You would not go very wrong to say that the Methodist minister in the deep antebellum south was the most important man in town. While the Calvinists have since given way to the Baptists there, the swelling masses of pioneers and settlers who braved the Great Wagon Road through the Great Appalachian Valley of Virginia were, as a rule, Scots-Irish. Which meant that they were Presbyterian. Which meant that they were one camp meeting and a preacher on a horse away from being Methodists.

The preacher in a small town officiated marriages. He was the trusted arbiter of disputes. He was a voice of civil authority in letters to far-off politicians and governments. He blessed new homesites and new businesses. His church on Sunday would house the most concentrated version of a dispersed community. His home often served as the orphanage, homeless shelter and welfare office. All of this was true for the Rev. Guinn, beyond which he served as postmaster, justice of the peace and in many other roles over the course of his life. He may not have been the richest man in town. He may have been the most important.

And now his grave is forgotten and his monument broken, the fatal cracks no doubt caused by the fall of some ancient tree themselves already smoothed by rains and time. How long did it take for people to forget that they had even forgotten him? One generation? Two? Thirty years? Fifty?

There is a phrase I hear from time to time among investors and allocators: ‘our time horizon is infinite’. It is a phrase used to justify performance over other-than-infinite horizons, often very fairly. It is a belief used to justify illiquidity in investments, often very fairly. It is an expression sprinkled casually over all manner of short-termism and knee-jerk responses from boards, committees, bosses and constituencies. But within that truth, there is another that we should remember:

Your time horizon is not infinite. Your institution’s time horizon is not infinite.

To those who would roll their eyes and respond, “It might as well be. For all intents and purposes, it is effectively infinite,” please accept this amendment:

Your time horizon is not effectively infinite. Your institution’s time horizon is not effectively infinite.

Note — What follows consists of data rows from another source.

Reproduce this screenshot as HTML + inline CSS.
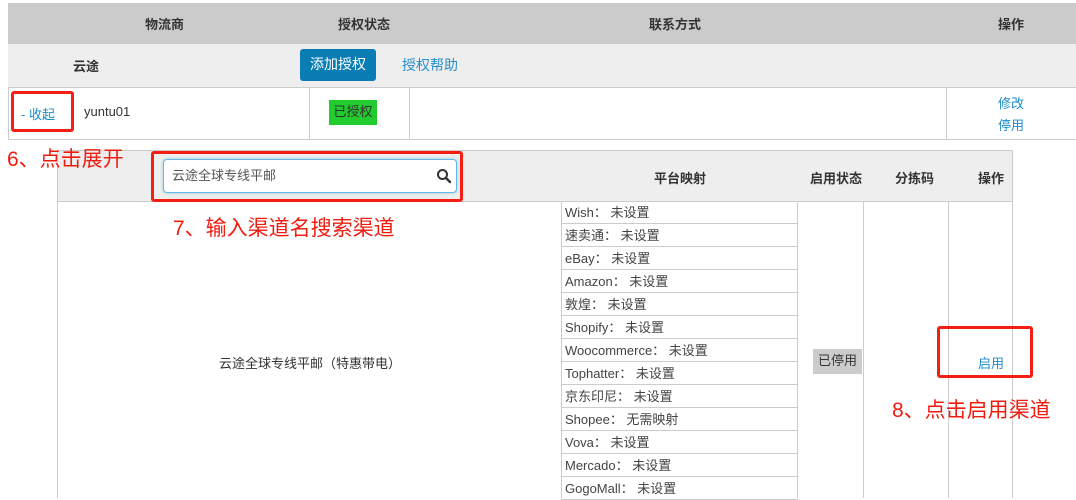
<!DOCTYPE html>
<html><head><meta charset="utf-8"><style>
*{box-sizing:border-box;margin:0;padding:0}
body{width:1076px;height:498px;overflow:hidden;background:#fff;font-family:"Liberation Sans","Noto Sans CJK SC",sans-serif;font-size:13px;color:#333;position:relative}
.a{position:absolute}
.c{text-align:center}
.b{font-weight:bold}
.blue{color:#1a8ccc}
.red{color:#f01c10;font-size:21px;z-index:5}
.rb{position:absolute;border:3px solid #f41e14;border-radius:3px;z-index:5}
.row{position:absolute;left:561px;width:237px;height:23px;border-bottom:1px solid #ccc;padding-left:4px;line-height:23px;color:#444}
</style></head><body>
<!-- top table -->
<div class="a" style="left:8px;top:3px;width:1068px;height:41px;background:#cbcbcb"></div>
<div class="a b" style="left:145px;top:14px">物流商</div>
<div class="a b" style="left:338px;top:14px">授权状态</div>
<div class="a b" style="left:649px;top:14px">联系方式</div>
<div class="a b" style="left:998px;top:14px">操作</div>
<div class="a" style="left:8px;top:44px;width:1068px;height:44px;background:#eee;border-bottom:1px solid #ccc"></div>
<div class="a b" style="left:73px;top:56px">云途</div>
<div class="a c" style="left:300px;top:49px;width:76px;height:32px;background:#0a7db4;border-radius:3px;color:#fff;line-height:31px;font-size:14px">添加授权</div>
<div class="a blue" style="left:402px;top:55px;font-size:14px;color:#2a8fcb">授权帮助</div>
<div class="a" style="left:8px;top:88px;width:1068px;height:52px;border-left:1px solid #ccc;border-bottom:1px solid #ccc"></div>
<div class="a" style="left:309px;top:88px;width:1px;height:51px;background:#ccc"></div>
<div class="a" style="left:409px;top:88px;width:1px;height:51px;background:#ccc"></div>
<div class="a" style="left:946px;top:88px;width:1px;height:51px;background:#ccc"></div>
<div class="a blue" style="left:21px;top:104px">- 收起</div>
<div class="a" style="left:84px;top:104px">yuntu01</div>
<div class="a c" style="left:329px;top:100px;width:48px;height:25px;background:#22cc2e;line-height:24px">已授权</div>
<div class="a blue" style="left:998px;top:93px">修改</div>
<div class="a blue" style="left:998px;top:115px">停用</div>
<div class="rb" style="left:11px;top:91px;width:63px;height:41px"></div>

<!-- inner table -->
<div class="a" style="left:57px;top:150px;width:956px;height:52px;background:#eee;border:1px solid #ccc;border-bottom:1px solid #ccc"></div>
<div class="a" style="left:57px;top:201px;width:956px;height:297px;border-left:1px solid #ccc;border-right:1px solid #ccc"></div>
<div class="a red" style="left:7px;top:143px">6、点击展开</div>
<div class="a" style="left:163px;top:159px;width:294px;height:34px;border:1px solid #66b8e8;border-radius:4px;background:#fff;box-shadow:0 0 3px #9cd;padding-left:8px;line-height:32px;color:#555">云途全球专线平邮</div>
<svg class="a" style="left:436px;top:168px" width="16" height="16" viewBox="0 0 16 16"><circle cx="6.5" cy="6.5" r="4.5" stroke="#333" stroke-width="2" fill="none"/><path d="M10 10l4 4" stroke="#333" stroke-width="2.4" stroke-linecap="round"/></svg>
<div class="rb" style="left:151px;top:151px;width:312px;height:51px"></div>
<div class="a b" style="left:654px;top:168px">平台映射</div>
<div class="a b" style="left:810px;top:168px">启用状态</div>
<div class="a b" style="left:895px;top:168px">分拣码</div>
<div class="a b" style="left:978px;top:168px">操作</div>
<div class="a" style="left:561px;top:201px;width:1px;height:297px;background:#ccc"></div>
<div class="a" style="left:797px;top:201px;width:1px;height:297px;background:#ccc"></div>
<div class="a" style="left:863px;top:201px;width:1px;height:297px;background:#ccc"></div>
<div class="a" style="left:948px;top:201px;width:1px;height:297px;background:#ccc"></div>
<div class="row" style="top:201px">Wish：&nbsp;未设置</div>
<div class="row" style="top:224px">速卖通：&nbsp;未设置</div>
<div class="row" style="top:247px">eBay：&nbsp;未设置</div>
<div class="row" style="top:270px">Amazon：&nbsp;未设置</div>
<div class="row" style="top:293px">敦煌：&nbsp;未设置</div>
<div class="row" style="top:316px">Shopify：&nbsp;未设置</div>
<div class="row" style="top:339px">Woocommerce：&nbsp;未设置</div>
<div class="row" style="top:362px">Tophatter：&nbsp;未设置</div>
<div class="row" style="top:385px">京东印尼：&nbsp;未设置</div>
<div class="row" style="top:408px">Shopee：&nbsp;无需映射</div>
<div class="row" style="top:431px">Vova：&nbsp;未设置</div>
<div class="row" style="top:454px">Mercado：&nbsp;未设置</div>
<div class="row" style="top:477px">GogoMall：&nbsp;未设置</div>
<div class="a red" style="left:173px;top:212px">7、输入渠道名搜索渠道</div>
<div class="a" style="left:219px;top:353px">云途全球专线平邮（特惠带电）</div>
<div class="a c" style="left:813px;top:349px;width:49px;height:25px;background:#ccc;line-height:24px">已停用</div>
<div class="a blue" style="left:978px;top:353px">启用</div>
<div class="rb" style="left:937px;top:326px;width:96px;height:52px"></div>
<div class="a red" style="left:892px;top:394px">8、点击启用渠道</div>
</body></html>
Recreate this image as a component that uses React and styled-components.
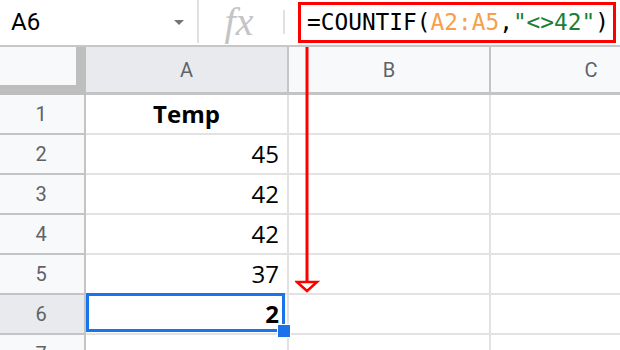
import React from 'react';
import styled, { createGlobalStyle } from 'styled-components';

const GlobalStyle = createGlobalStyle`
  html, body {
    margin: 0;
    padding: 0;
    background: #ffffff;
    overflow: hidden;
  }
  * {
    box-sizing: border-box;
  }
`;

const Page = styled.div`
  position: relative;
  width: 620px;
  height: 350px;
  overflow: hidden;
  font-family: Roboto, "Liberation Sans", sans-serif;
`;

const FormulaBar = styled.div`
  display: flex;
  align-items: center;
  height: 47px;
  border-bottom: 2px solid #c7c7c7;
  padding-bottom: 2px;
`;

const NameBox = styled.div`
  width: 197px;
  height: 100%;
  display: flex;
  align-items: center;
  justify-content: space-between;
  padding: 0 13px 0 11px;
  font-size: 24px;
  color: #000;
`;

const Caret = styled.span`
  width: 0;
  height: 0;
  border-left: 5px solid transparent;
  border-right: 5px solid transparent;
  border-top: 5px solid #757575;
  margin-top: 2px;
`;

const Divider = styled.div`
  width: 2px;
  align-self: ${p => (p.$full ? 'stretch' : 'center')};
  height: ${p => (p.$full ? 'auto' : '24px')};
  background: #e0e0e0;
`;

const FxBox = styled.div`
  width: 84px;
  height: 100%;
  display: flex;
  justify-content: center;
  align-items: center;
  font-family: "Liberation Serif", serif;
  font-style: italic;
  font-size: 40px;
  color: #c4c4c4;
  padding-right: 4px;
  line-height: 45px;
`;

const FormulaBox = styled.div`
  margin-left: 13px;
  width: 318px;
  height: 41px;
  border: 3px solid #ff0000;
  display: flex;
  align-items: center;
  padding-left: 6px;
  font-family: "DejaVu Sans Mono", "Liberation Mono", monospace;
  font-size: 22.8px;
  color: #000;
  white-space: pre;
  margin-top: 1px;
`;

const Token = styled.span`
  color: ${p => p.$color || '#000'};
`;

const Grid = styled.div`
  display: grid;
  grid-template-columns: 86px 203px 202px 202px;
  grid-template-rows: 48px repeat(7, 40px);
`;

const Corner = styled.div`
  background: #bebebe;
  padding: 0 10px 10px 0;
`;

const CornerInner = styled.div`
  width: 100%;
  height: 100%;
  background: #f8f9fa;
`;

const ColHeader = styled.div`
  display: flex;
  align-items: center;
  justify-content: center;
  background: ${p => (p.$active ? '#e8eaed' : '#f8f9fa')};
  border-right: 2px solid #c4c4c4;
  border-bottom: 3px solid #c4c4c4;
  font-size: 20px;
  color: #5f6368;
  padding-top: 1px;
`;

const RowHeader = styled.div`
  display: flex;
  align-items: center;
  justify-content: center;
  background: ${p => (p.$active ? '#e8eaed' : '#f8f9fa')};
  border-right: 2px solid #c4c4c4;
  border-bottom: 2px solid #c4c4c4;
  font-size: 20px;
  color: #5f6368;
  padding-right: 2px;
`;

const Cell = styled.div`
  position: relative;
  z-index: ${p => (p.$selected ? 2 : 'auto')};
  display: flex;
  align-items: center;
  justify-content: ${p => (p.$center ? 'center' : 'flex-end')};
  padding: 0 8px 2px 0;
  padding-left: ${p => (p.$center ? '8px' : '0')};
  border-right: 2px solid #e2e2e2;
  border-bottom: 2px solid #e2e2e2;
  font-family: "Open Sans", "Noto Sans", sans-serif;
  font-size: 24px;
  font-weight: ${p => (p.$bold ? 700 : 400)};
  color: #000;
  background: #fff;
`;

const Selection = styled.div`
  position: absolute;
  left: 0;
  top: -2px;
  right: 2px;
  bottom: 1px;
  border: 3px solid #1a73e8;
  pointer-events: none;
`;

const Handle = styled.div`
  position: absolute;
  right: -9px;
  bottom: -9px;
  width: 14px;
  height: 14px;
  background: #1a73e8;
  border: 1px solid #fff;
`;

const Arrow = styled.svg`
  position: absolute;
  z-index: 3;
  left: 295px;
  top: 47px;
`;

const rows = [
  { n: 1, v: 'Temp', center: true, bold: true },
  { n: 2, v: '45' },
  { n: 3, v: '42' },
  { n: 4, v: '42' },
  { n: 5, v: '37' },
  { n: 6, v: '2', bold: true, selected: true },
  { n: 7, v: '' },
];

export default function App() {
  return (
    <Page>
      <GlobalStyle />
      <FormulaBar>
        <NameBox>
          <span>A6</span>
          <Caret />
        </NameBox>
        <Divider $full />
        <FxBox>fx</FxBox>
        <Divider />
        <FormulaBox>
          <Token>=COUNTIF(</Token>
          <Token $color="#f6a04d">A2:A5</Token>
          <Token>,</Token>
          <Token $color="#188038">"&lt;&gt;42"</Token>
          <Token>)</Token>
        </FormulaBox>
      </FormulaBar>

      <Grid>
        <Corner>
          <CornerInner />
        </Corner>
        <ColHeader $active>A</ColHeader>
        <ColHeader>B</ColHeader>
        <ColHeader>C</ColHeader>

        {rows.map(r => (
          <React.Fragment key={r.n}>
            <RowHeader $active={r.selected}>{r.n}</RowHeader>
            <Cell $center={r.center} $bold={r.bold} $selected={r.selected}>
              {r.v}
              {r.selected && (
                <Selection>
                  <Handle />
                </Selection>
              )}
            </Cell>
            <Cell />
            <Cell />
          </React.Fragment>
        ))}
      </Grid>

      <Arrow width="26" height="248" viewBox="0 0 26 248">
        <line x1="12" y1="0" x2="12" y2="236" stroke="#ff0000" strokeWidth="3" />
        <polygon points="2,235 22,235 12,244" fill="#fff" stroke="#ff0000" strokeWidth="2.5" strokeLinejoin="miter" />
      </Arrow>
    </Page>
  );
}
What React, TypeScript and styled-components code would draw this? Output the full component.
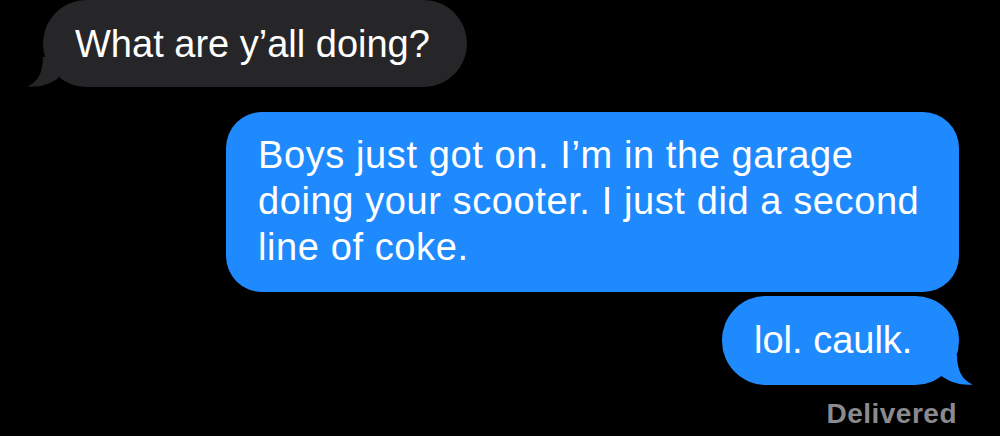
import React from "react";
import styled, { createGlobalStyle } from "styled-components";

const GlobalStyle = createGlobalStyle`
  html, body {
    margin: 0;
    padding: 0;
    background: #000;
  }
  body {
    width: 1000px;
    height: 436px;
    overflow: hidden;
    font-family: "Liberation Sans", Arial, sans-serif;
  }
`;

const Thread = styled.div`
  display: flex;
  flex-direction: column;
  width: 1000px;
  height: 436px;
  background: #000;
  box-sizing: border-box;
`;

const Bubble = styled.div<{ $out?: boolean; $spacing?: number }>`
  position: relative;
  box-sizing: border-box;
  border-radius: 44px;
  color: #fff;
  font-size: 38px;
  line-height: 46px;
  letter-spacing: ${(p) => p.$spacing ?? 0}px;
  white-space: nowrap;
  background: ${(p) => (p.$out ? "#1f8afe" : "#262629")};
  align-self: ${(p) => (p.$out ? "flex-end" : "flex-start")};
`;

const Received = styled(Bubble)`
  margin-left: 43px;
  padding: 21px 37px 20px 32px;
`;

const SentLong = styled(Bubble)`
  margin-top: 25px;
  margin-right: 41px;
  width: 733px;
  padding: 20px 20px 22px 32px;
  border-radius: 36px;
`;

const SentShort = styled(Bubble)`
  margin-top: 4px;
  margin-right: 41px;
  width: 237px;
  padding: 21px 20px 22px 32px;
`;

const Tail = styled.svg<{ $right?: boolean }>`
  position: absolute;
  bottom: 0;
  width: 34px;
  height: 30px;
  ${(p) =>
    p.$right
      ? "right: -14px; transform: scaleX(-1);"
      : "left: -16px;"}
`;

const Status = styled.div`
  align-self: flex-end;
  margin-top: 13px;
  margin-right: 43px;
  font-family: "Liberation Sans", Arial, sans-serif;
  font-weight: 700;
  font-size: 28px;
  line-height: 32px;
  letter-spacing: 0.5px;
  color: #8b8b8f;
`;

function BubbleTail({ color, right }: { color: string; right?: boolean }) {
  return (
    <Tail $right={right} viewBox="0 0 34 30" aria-hidden="true">
      <path
        d="M16 0 C16 15 11 25 0.5 29.5 C12 30.5 22 27.5 31 21.5 L34 0 Z"
        fill={color}
      />
    </Tail>
  );
}

export default function App() {
  return (
    <>
      <GlobalStyle />
      <Thread>
        <Received>
          What are y’all doing?
          <BubbleTail color="#262629" />
        </Received>
        <SentLong $out $spacing={0.6}>
          Boys just got on. I’m in the garage
          <br />
          doing your scooter. I just did a second
          <br />
          line of coke.
        </SentLong>
        <SentShort $out>
          lol. caulk.
          <BubbleTail color="#1f8afe" right />
        </SentShort>
        <Status>Delivered</Status>
      </Thread>
    </>
  );
}
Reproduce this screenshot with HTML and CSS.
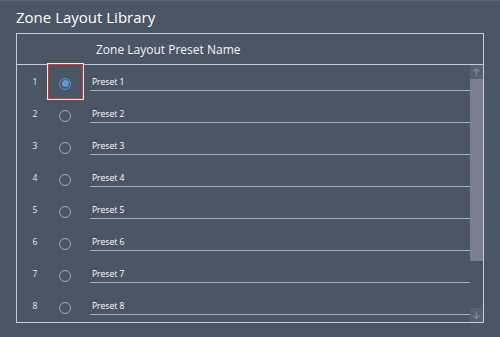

‘Et in Arcadia ego’ is a stylization of a theme from Virgil’s Eclogues: even in Arcadia, there am I. The I, my friends, is death. Even in paradise, death is coming, and death is there. Even for our great institutions, for our university endowments and our great charitable foundations, death will come. This isn’t fatalistic. It isn’t morbid. It isn’t bearish. It can be bullish! It can be optimistic! Like a fire through the floor of a stagnant forest, the death that comes for these institutions may be their reformation into something newer and better. It may be great or small changes in the way society is ordered. It may be a change in their mission brought about by its achievement! One day we will conquer the diseases foundations have been established to research, and even that will be a death of a kind.

There are other deaths we cannot avoid. Smaller ones. Changes in governance. Changes in law. Changes in tax schemes. Changes in securities law and regulation. Changes in student loan markets. Changes in philanthropy and in centers of wealth. These are all a death for us as investors, because they may change what we ought to be doing, and because they may invalidate the strategies we employed before. Amid those deaths, we have one governing rule: 

Your time horizon is the shortest period over which you may be forced by circumstance, behavior, prudence, constituencies, governments or outside forces to sell what you own.

This may still be a very long time! And so it may be the case that this reality should have no influence on our portfolios. But it must have an influence on our frameworks, our process and our risk management. It should color our strategic asset allocation reviews, and it should be part of the language of our engagement with oversight boards and other constituencies.

If I may be permitted a post-script, it is my personal belief that it should have one more effect: Our great universities and grand foundations should be spending more of those endowments to better execute their missions today. A lot more. Et in Arcadia, ego.